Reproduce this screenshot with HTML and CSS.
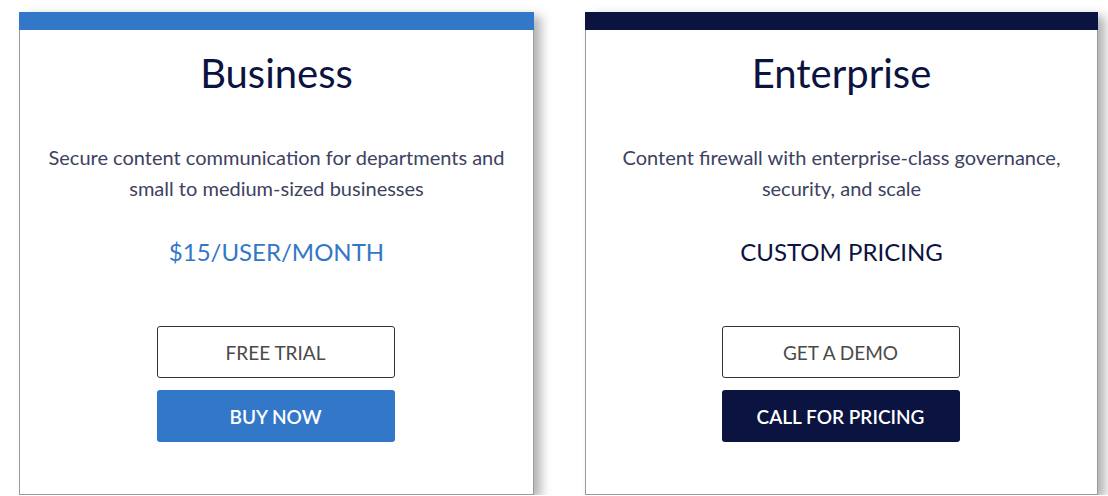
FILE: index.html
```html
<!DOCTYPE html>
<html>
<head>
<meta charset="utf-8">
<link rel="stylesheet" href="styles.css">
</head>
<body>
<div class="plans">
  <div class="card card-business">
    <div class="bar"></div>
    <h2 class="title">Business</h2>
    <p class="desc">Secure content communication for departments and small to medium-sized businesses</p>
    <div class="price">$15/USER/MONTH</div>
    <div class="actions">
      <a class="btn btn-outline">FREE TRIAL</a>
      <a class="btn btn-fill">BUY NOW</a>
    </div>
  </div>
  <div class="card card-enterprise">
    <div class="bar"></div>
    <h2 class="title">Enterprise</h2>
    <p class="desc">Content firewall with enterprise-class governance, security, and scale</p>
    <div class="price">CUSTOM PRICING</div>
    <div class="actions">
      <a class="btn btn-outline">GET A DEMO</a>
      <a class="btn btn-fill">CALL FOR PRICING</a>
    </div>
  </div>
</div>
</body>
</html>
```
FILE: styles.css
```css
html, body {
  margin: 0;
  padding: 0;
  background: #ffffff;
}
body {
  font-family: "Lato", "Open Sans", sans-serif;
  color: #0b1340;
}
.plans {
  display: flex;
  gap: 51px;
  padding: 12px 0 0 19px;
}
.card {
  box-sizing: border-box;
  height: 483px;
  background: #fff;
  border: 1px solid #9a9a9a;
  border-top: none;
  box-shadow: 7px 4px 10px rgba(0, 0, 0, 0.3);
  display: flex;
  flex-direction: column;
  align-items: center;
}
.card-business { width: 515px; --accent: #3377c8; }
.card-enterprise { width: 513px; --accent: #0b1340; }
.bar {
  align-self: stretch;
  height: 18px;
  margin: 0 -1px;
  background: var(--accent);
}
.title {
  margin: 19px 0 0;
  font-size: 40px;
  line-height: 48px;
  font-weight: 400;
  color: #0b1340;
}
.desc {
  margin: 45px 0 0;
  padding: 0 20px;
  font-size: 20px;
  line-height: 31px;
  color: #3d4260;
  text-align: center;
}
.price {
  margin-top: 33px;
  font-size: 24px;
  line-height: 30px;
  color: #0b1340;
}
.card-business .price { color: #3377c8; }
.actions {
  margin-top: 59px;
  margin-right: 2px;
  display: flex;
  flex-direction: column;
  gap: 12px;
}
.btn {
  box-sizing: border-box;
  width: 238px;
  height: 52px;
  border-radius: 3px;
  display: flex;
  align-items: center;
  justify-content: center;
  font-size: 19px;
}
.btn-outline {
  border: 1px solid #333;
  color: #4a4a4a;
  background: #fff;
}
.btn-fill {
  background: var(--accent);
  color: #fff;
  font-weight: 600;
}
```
* * *
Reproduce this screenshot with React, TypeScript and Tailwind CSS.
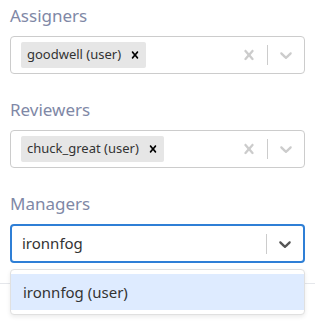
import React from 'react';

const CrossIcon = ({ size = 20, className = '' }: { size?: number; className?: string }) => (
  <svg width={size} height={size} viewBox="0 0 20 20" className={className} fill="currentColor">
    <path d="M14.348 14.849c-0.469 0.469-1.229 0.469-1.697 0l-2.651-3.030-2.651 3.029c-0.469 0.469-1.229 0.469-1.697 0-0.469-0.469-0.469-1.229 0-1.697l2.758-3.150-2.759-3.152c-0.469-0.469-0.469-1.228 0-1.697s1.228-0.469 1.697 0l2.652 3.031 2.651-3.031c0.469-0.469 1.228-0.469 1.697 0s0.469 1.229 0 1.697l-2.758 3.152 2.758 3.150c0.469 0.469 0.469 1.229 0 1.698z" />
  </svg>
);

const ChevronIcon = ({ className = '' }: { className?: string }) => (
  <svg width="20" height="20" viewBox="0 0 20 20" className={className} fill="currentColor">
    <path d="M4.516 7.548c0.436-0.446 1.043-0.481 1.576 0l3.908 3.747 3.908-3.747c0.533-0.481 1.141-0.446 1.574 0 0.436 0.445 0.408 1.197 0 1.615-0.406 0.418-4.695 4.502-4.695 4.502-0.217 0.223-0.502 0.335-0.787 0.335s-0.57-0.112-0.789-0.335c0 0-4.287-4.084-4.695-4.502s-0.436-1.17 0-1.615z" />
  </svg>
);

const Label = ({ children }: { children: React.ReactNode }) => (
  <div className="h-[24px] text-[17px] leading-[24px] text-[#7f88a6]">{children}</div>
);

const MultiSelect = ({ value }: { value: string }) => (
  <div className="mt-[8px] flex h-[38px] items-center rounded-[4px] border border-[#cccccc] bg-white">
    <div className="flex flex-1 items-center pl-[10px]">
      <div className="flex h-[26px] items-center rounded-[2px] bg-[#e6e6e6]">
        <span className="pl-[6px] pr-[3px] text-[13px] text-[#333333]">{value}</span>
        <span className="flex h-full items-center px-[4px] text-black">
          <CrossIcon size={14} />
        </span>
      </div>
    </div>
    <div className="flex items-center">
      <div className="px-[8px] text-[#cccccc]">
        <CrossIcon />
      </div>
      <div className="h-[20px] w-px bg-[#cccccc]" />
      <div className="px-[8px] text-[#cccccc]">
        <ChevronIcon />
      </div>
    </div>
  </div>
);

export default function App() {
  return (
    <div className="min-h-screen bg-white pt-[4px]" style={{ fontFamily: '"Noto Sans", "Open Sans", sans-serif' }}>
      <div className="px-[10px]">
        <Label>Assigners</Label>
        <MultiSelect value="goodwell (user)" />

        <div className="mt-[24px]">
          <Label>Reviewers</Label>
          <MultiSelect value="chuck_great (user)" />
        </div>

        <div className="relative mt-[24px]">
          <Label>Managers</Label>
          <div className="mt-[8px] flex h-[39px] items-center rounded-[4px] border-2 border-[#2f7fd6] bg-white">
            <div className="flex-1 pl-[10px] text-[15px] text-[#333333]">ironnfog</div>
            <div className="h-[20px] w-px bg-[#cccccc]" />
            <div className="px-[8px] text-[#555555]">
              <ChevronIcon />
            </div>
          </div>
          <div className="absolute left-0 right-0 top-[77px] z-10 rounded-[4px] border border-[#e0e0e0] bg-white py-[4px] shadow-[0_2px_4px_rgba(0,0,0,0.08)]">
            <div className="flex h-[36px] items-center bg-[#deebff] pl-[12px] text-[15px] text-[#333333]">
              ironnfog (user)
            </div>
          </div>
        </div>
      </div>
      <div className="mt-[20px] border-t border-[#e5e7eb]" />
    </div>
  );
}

→ DIRECTIONS FOR THIS TASK:
What's needed is an exact copy of the lines above from the one with "Reproduce this screenshot with React, TypeScript" through the one with "import React from 'react';", both included; the pictures stay out.

→ ANSWER IN FULL:
Reproduce this screenshot with React, TypeScript and Tailwind CSS.
import React from 'react';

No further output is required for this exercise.